Lack of advertising, safety
concerns, deter park usage

By Joel Hall


Information gleaned from a series of recent town hall meetings shows that safety concerns and a lack of advertising are keeping Clayton residents from utilizing the county's parks.

Throughout the month of February, the Parks and Recreation Department hosted a series of public meetings to gather citizen input to be included in the department's 10-year Comprehensive Master Plan. While the information will not be compiled until late April or early May, there are several reoccurring themes in the data, according to Parks and Recreation Director Detrick Stanford.

"Some people didn't feel good walking around the parks, because there are some pockets where unsavory things could happen," said Stanford. He said that several people in the study feared being victims of crime, due to a lack of lighting and patrol officers in certain areas of the parks.

In addition to lighting and a physical presence of security officers, participants in the study were concerned by a lack of advertising about the parks and their related programs.

"We're finding that a lot of constituents don't know about the parks, and some of the people who know about the parks, don't know about the programming that is actually taking place there," said Stanford. He described a "disconnect" between the people interested in the programs and the people facilitating them.

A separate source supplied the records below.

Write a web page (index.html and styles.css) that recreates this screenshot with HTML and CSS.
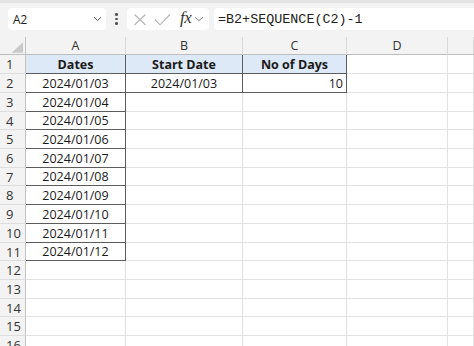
FILE: index.html
```html
<!DOCTYPE html>
<html>
<head>
<meta charset="utf-8">
<link rel="stylesheet" href="styles.css">
</head>
<body>
<div class="toolbar">
  <div class="box namebox">
    <span class="ref">A2</span>
    <svg class="chev" width="9" height="6" viewBox="0 0 9 6"><path d="M1 1.2 L4.5 4.6 L8 1.2" fill="none" stroke="#555" stroke-width="1"/></svg>
  </div>
  <div class="dots"><span></span><span></span><span></span></div>
  <div class="box fxbox">
    <svg class="ico" width="14" height="13" viewBox="0 0 14 13"><path d="M1.5 1.5 L12.5 12 M12.5 1.5 L1.5 12" fill="none" stroke="#b4b4b4" stroke-width="1.1"/></svg>
    <svg class="ico" width="17" height="13" viewBox="0 0 17 13"><path d="M1 6.5 L6 11.8 L16 1.5" fill="none" stroke="#b4b4b4" stroke-width="1.1"/></svg>
    <span class="fx">fx</span>
    <svg class="chev2" width="10" height="6" viewBox="0 0 10 6"><path d="M1 1.2 L5 4.6 L9 1.2" fill="none" stroke="#888" stroke-width="1"/></svg>
  </div>
  <div class="box formula">=B2+SEQUENCE(C2)-1</div>
</div>

<div class="sheet">
  <div class="r">
    <div class="corner"><svg width="26" height="18" viewBox="0 0 26 18"><path d="M24 5 L24 16 L12 16 Z" fill="#c9c9c9"/></svg></div>
    <div class="ch">A</div><div class="ch">B</div><div class="ch">C</div><div class="ch">D</div><div class="ch last"></div>
  </div>
  <div class="r">
    <div class="rh">1</div>
    <div class="c bd hd ctr">Dates</div><div class="c bd hd ctr">Start Date</div><div class="c bd hd ctr">No of Days</div><div class="c"></div><div class="c"></div>
  </div>
  <div class="r">
    <div class="rh">2</div>
    <div class="c bd ctr">2024/01/03</div><div class="c bd ctr">2024/01/03</div><div class="c bd num">10</div><div class="c"></div><div class="c"></div>
  </div>
  <div class="r">
    <div class="rh">3</div>
    <div class="c bd ctr">2024/01/04</div><div class="c"></div><div class="c"></div><div class="c"></div><div class="c"></div>
  </div>
  <div class="r">
    <div class="rh">4</div>
    <div class="c bd ctr">2024/01/05</div><div class="c"></div><div class="c"></div><div class="c"></div><div class="c"></div>
  </div>
  <div class="r">
    <div class="rh">5</div>
    <div class="c bd ctr">2024/01/06</div><div class="c"></div><div class="c"></div><div class="c"></div><div class="c"></div>
  </div>
  <div class="r">
    <div class="rh">6</div>
    <div class="c bd ctr">2024/01/07</div><div class="c"></div><div class="c"></div><div class="c"></div><div class="c"></div>
  </div>
  <div class="r">
    <div class="rh">7</div>
    <div class="c bd ctr">2024/01/08</div><div class="c"></div><div class="c"></div><div class="c"></div><div class="c"></div>
  </div>
  <div class="r">
    <div class="rh">8</div>
    <div class="c bd ctr">2024/01/09</div><div class="c"></div><div class="c"></div><div class="c"></div><div class="c"></div>
  </div>
  <div class="r">
    <div class="rh">9</div>
    <div class="c bd ctr">2024/01/10</div><div class="c"></div><div class="c"></div><div class="c"></div><div class="c"></div>
  </div>
  <div class="r">
    <div class="rh">10</div>
    <div class="c bd ctr">2024/01/11</div><div class="c"></div><div class="c"></div><div class="c"></div><div class="c"></div>
  </div>
  <div class="r">
    <div class="rh">11</div>
    <div class="c bd ctr">2024/01/12</div><div class="c"></div><div class="c"></div><div class="c"></div><div class="c"></div>
  </div>
  <div class="r">
    <div class="rh">12</div>
    <div class="c"></div><div class="c"></div><div class="c"></div><div class="c"></div><div class="c"></div>
  </div>
  <div class="r">
    <div class="rh">13</div>
    <div class="c"></div><div class="c"></div><div class="c"></div><div class="c"></div><div class="c"></div>
  </div>
  <div class="r">
    <div class="rh">14</div>
    <div class="c"></div><div class="c"></div><div class="c"></div><div class="c"></div><div class="c"></div>
  </div>
  <div class="r">
    <div class="rh">15</div>
    <div class="c"></div><div class="c"></div><div class="c"></div><div class="c"></div><div class="c"></div>
  </div>
  <div class="r">
    <div class="rh">16</div>
    <div class="c"></div><div class="c"></div><div class="c"></div><div class="c"></div><div class="c"></div>
  </div>
</div>
</body>
</html>
```

FILE: styles.css
```css
html, body {
  margin: 0;
  padding: 0;
}
body {
  width: 474px;
  height: 346px;
  overflow: hidden;
  background: #fff;
  font-family: "Open Sans", "Noto Sans", sans-serif;
  color: #1f1f1f;
}

/* ---------- formula toolbar ---------- */
.toolbar {
  height: 37px;
  box-sizing: border-box;
  background: #f3f3f3;
  border-top: 3px solid #e4e4e4;
  padding: 5px 0 0 8px;
  display: flex;
  align-items: flex-start;
}
.box {
  height: 22px;
  box-sizing: border-box;
  background: #fff;
  border-radius: 4px;
  display: flex;
  align-items: center;
}
.namebox {
  width: 98px;
  padding: 0 4px 0 5px;
  justify-content: space-between;
}
.ref {
  font-size: 11.8px;
  color: #222;
}
.dots {
  width: 21px;
  height: 22px;
  display: flex;
  flex-direction: column;
  align-items: center;
  justify-content: center;
  gap: 2px;
}
.dots span {
  width: 2.4px;
  height: 2.4px;
  border-radius: 50%;
  background: #555;
}
.fxbox {
  width: 82px;
  padding-left: 6px;
}
.fxbox .ico { margin-right: 7px; }
.fxbox .ico + .ico { margin-right: 9px; }
.fx {
  font-family: "Liberation Serif", "DejaVu Serif", serif;
  font-style: italic;
  font-size: 17px;
  color: #333;
  line-height: 1;
  margin-top: -3px;
  letter-spacing: -0.5px;
}
.chev2 { margin-left: 3px; }
.formula {
  margin-left: 5px;
  flex: 1;
  min-width: 0;
  border-radius: 4px 0 0 4px;
  padding-left: 4px;
  white-space: nowrap;
  overflow: hidden;
  font-family: "Liberation Mono", "DejaVu Sans Mono", monospace;
  font-size: 13.4px;
  color: #222;
}

/* ---------- grid ---------- */
.sheet {
  display: grid;
  grid-template-columns: 26px 100px 117px 104px 101px 1fr;
  grid-template-rows: 18px 19px 19px 19px 18px 19px 19px 18px 19px 19px 19px 18px 19px 19px 18px 19px 19px;
}
.r { display: contents; }
.corner, .ch, .rh, .c {
  box-sizing: border-box;
  display: flex;
  align-items: center;
  font-size: 12.5px;
  min-width: 0;
  overflow: hidden;
}
.corner {
  background: #f3f3f3;
  border-right: 1px solid #c4c4c4;
  border-bottom: 1px solid #bdbdbd;
}
.ch {
  background: #f3f3f3;
  border-right: 1px solid #d9d9d9;
  border-bottom: 1px solid #bdbdbd;
  justify-content: center;
  color: #333;
}
.rh {
  background: #f3f3f3;
  border-right: 1px solid #c4c4c4;
  border-bottom: 1px solid #dedede;
  padding-left: 6px;
  font-size: 13px;
  color: #333;
}
.c {
  border-right: 1px solid #e2e2e2;
  border-bottom: 1px solid #e2e2e2;
  color: #1a1a1a;
}
.c.bd {
  border-right-color: #5c5c5c;
  border-bottom-color: #5c5c5c;
}
.hd {
  background: #dde9f6;
  font-weight: 700;
}
.ctr { justify-content: center; }
.num {
  justify-content: flex-end;
  padding-right: 3px;
}
```
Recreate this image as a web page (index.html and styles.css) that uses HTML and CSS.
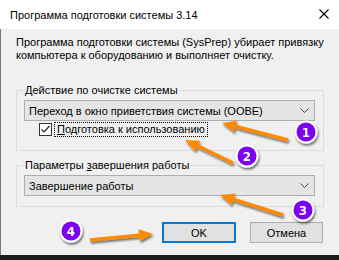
FILE: index.html
```html
<!DOCTYPE html>
<html>
<head>
<meta charset="utf-8">
<title>SysPrep</title>
<link rel="stylesheet" href="styles.css">
</head>
<body>
<div class="window">
    <div class="titlebar">
        <span>Программа подготовки системы 3.14</span>
        <svg class="close" width="10" height="10" viewBox="0 0 10 10">
            <path d="M0.5 0.5 L9.5 9.5 M9.5 0.5 L0.5 9.5" stroke="#000" stroke-width="1.1" fill="none"/>
        </svg>
    </div>

    <div class="dialog">
        <p class="desc">Программа подготовки системы (SysPrep) убирает привязку компьютера к оборудованию и выполняет очистку.</p>

        <fieldset class="group group-first">
            <legend>Действие по очистке системы</legend>
            <div class="combo">
                <span>Переход в окно приветствия системы (OOBE)</span>
                <svg width="9" height="5" viewBox="0 0 9 5"><path d="M0.5 0.5 L4.5 4.5 L8.5 0.5" stroke="#444" fill="none"/></svg>
            </div>
            <div class="check-row">
                <svg class="checkbox" width="13" height="13" viewBox="0 0 13 13">
                    <rect x="0.5" y="0.5" width="12" height="12" fill="#fff" stroke="#333"/>
                    <path d="M2.5 6.5 L5 9 L10.5 3" stroke="#222" stroke-width="1.2" fill="none"/>
                </svg>
                <span class="check-label"><u>П</u>одготовка к использованию</span>
            </div>
        </fieldset>

        <fieldset class="group group-second">
            <legend>Параметры <u>з</u>авершения работы</legend>
            <div class="combo">
                <span>Завершение работы</span>
                <svg width="9" height="5" viewBox="0 0 9 5"><path d="M0.5 0.5 L4.5 4.5 L8.5 0.5" stroke="#444" fill="none"/></svg>
            </div>
        </fieldset>

        <div class="buttons">
            <button class="btn btn-default">OK</button>
            <button class="btn btn-cancel">Отмена</button>
        </div>
    </div>

    <!-- пометки поверх окна -->
    <svg class="marks" width="339" height="255" viewBox="0 0 339 255">
        <defs>
            <filter id="shadow" x="-20%" y="-20%" width="140%" height="160%">
                <feDropShadow dx="1" dy="2" stdDeviation="1.3" flood-color="#000" flood-opacity="0.55"/>
            </filter>
        </defs>
        <g filter="url(#shadow)" fill="#ff8a00" stroke="#ff8a00">
            <line x1="288" y1="140" x2="236" y2="126.5" stroke-width="3.5"/>
            <polygon points="222,123 237.1,120.7 234.1,132.3" stroke="none"/>
            <line x1="233" y1="163" x2="198" y2="146" stroke-width="3.5"/>
            <polygon points="185,140 200.2,140.7 195,151.5" stroke="none"/>
            <line x1="283" y1="215" x2="233" y2="199.2" stroke-width="3.5"/>
            <polygon points="220,195 235.1,193.5 231.5,204.9" stroke="none"/>
            <line x1="90" y1="240" x2="139" y2="235.3" stroke-width="3.5"/>
            <polygon points="153,234 139.7,241.3 138.5,229.3" stroke="none"/>
        </g>
        <g class="badge" filter="url(#shadow)">
            <circle cx="306" cy="132" r="11.5" fill="#fff"/>
            <circle cx="306" cy="132" r="9.5" fill="#7b00f2"/>
            <text x="306" y="136.5">1</text>
        </g>
        <g class="badge" filter="url(#shadow)">
            <circle cx="247" cy="156" r="11.5" fill="#fff"/>
            <circle cx="247" cy="156" r="9.5" fill="#7b00f2"/>
            <text x="247" y="160.5">2</text>
        </g>
        <g class="badge" filter="url(#shadow)">
            <circle cx="303" cy="210" r="11.5" fill="#fff"/>
            <circle cx="303" cy="210" r="9.5" fill="#7b00f2"/>
            <text x="303" y="214.5">3</text>
        </g>
        <g class="badge" filter="url(#shadow)">
            <circle cx="71" cy="231" r="11.5" fill="#fff"/>
            <circle cx="71" cy="231" r="9.5" fill="#7b00f2"/>
            <text x="71" y="235.5">4</text>
        </g>
    </svg>
</div>
</body>
</html>
```

FILE: styles.css
```css
body {
    margin: 0;
    background-color: #1c1c1c;
    font-family: "Liberation Sans", Arial, sans-serif;
    font-size: 11px;
    color: #000;
}
.window {
    position: relative;
    width: 339px;
    height: 255px;
    background-color: #f0f0f0;
}
.titlebar {
    height: 29px;
    background-color: #fff;
    display: flex;
    align-items: center;
    justify-content: space-between;
    padding: 0 10px;
}
.close {
    margin-top: -2px;
}
.dialog {
    box-sizing: border-box;
    height: 226px;
    border-left: 1px solid #7a7a7a;
    padding: 7px 15px 0 15px;
}
.desc {
    margin: 0;
    line-height: 13px;
}
.group {
    margin: 0;
    border: 1px solid #dcdcdc;
    padding: 0 8px 0 7px;
}
.group legend {
    padding: 0 1px;
    line-height: 13px;
}
.group-first {
    margin-top: 22px;
    padding-bottom: 13px;
}
.group-second {
    margin-top: 8px;
    padding-bottom: 10px;
}
.combo {
    box-sizing: border-box;
    height: 21px;
    margin-top: 3px;
    background-color: #e5e5e5;
    border: 1px solid #adadad;
    display: flex;
    align-items: center;
    justify-content: space-between;
    padding: 0 5px 0 4px;
}
.check-row {
    display: flex;
    align-items: center;
    margin: 1px 0 0 15px;
    height: 15px;
}
.checkbox {
    margin-right: 2px;
}
.check-label {
    border: 1px dotted #000;
    padding: 0 2px;
    line-height: 13px;
}
.buttons {
    display: flex;
    justify-content: flex-end;
    gap: 14px;
    margin: 15px 1px 0 0;
}
.btn {
    box-sizing: border-box;
    height: 21px;
    font-family: inherit;
    font-size: 11px;
    background-color: #e1e1e1;
    border: 1px solid #adadad;
    padding: 0;
}
.btn-default {
    width: 74px;
    border: 2px solid #0078d7;
}
.btn-cancel {
    width: 73px;
}
.marks {
    position: absolute;
    left: 0;
    top: 0;
}
.badge text {
    font-family: "DejaVu Sans", sans-serif;
    font-weight: bold;
    font-size: 12px;
    fill: #fff;
    text-anchor: middle;
}
```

Stanford added that having more specific programming for preschool and teenage children is "a common thread" in the study.

Board of Commissioners Chairman Eldrin Bell said he is "delighted" about the feedback and would like to see Parks and Recreation offer a greater variety of programs.

"What I am a hearing from teens is that they want something to do, but they want something beyond basketball and play," said Bell. "I'm a firm believer that our children can do more than run, jump, sing, and dance."

Bell said he is currently working with former state representative Gail Buckner to raise $300,000 in community-generated funds to bring Boys & Girls Club of Metro Atlanta to Clayton County. He believes the organization would be able to offer more extracurricular activities to the county's young people.

"They are trying to raise $300,000 to make that happen, but it has to be a private initiative," said Bell. "I urge citizens to get involved with that to make it happen."

In regard to park security, Bell said that in 2005, he suggested hiring the group of Sheriff's deputies fired by Sheriff Victor Hill to be part of a Park Safety Force, under the Clayton County Police Department. He said the idea of installing Park Police "is still on the table."

Bell also expressed a desire to create a map of the county's "passive and recreational" parks, which would be available in hard copy and on the county's web site.

"I would like to see it available in public places," said Bell. "I would like to see it on our C-TRAN buses ... I would like to see it in grocery stores and other places people frequent."

Commissioner Wole Ralph said the study will provide the county with valuable information as it goes forward with building new recreation centers.

"Having that kind of input is really critical to all of these services that we are offering," said Ralph. "It shows what we are doing right and what we are doing wrong. Traditionally, we have been looking at police, fire, and code enforcement ... perhaps there needs to be more emphasis on park patrol."

While not finalized, Ralph said he has asked architects designing the new recreation center, which will be built in Hampton, to consider adding a new preschool facility. The aim of the facility would be to engage parents and their children in interactive activities.

"We've asked for the architect to take a serious look at that," said Ralph. "This may be a little different from the centers that we have built recently. We have a large portion of our community that are young people ,and we need to have more proactive programming for them."

Ralph said he would work with Parks and Recreation to create more programs that offer tutorial services, occupational services, and life-skills training to young people.

Commissioners Virginia Gray, Sonna Singleton, and Michael Edmondson could not be reached for comment.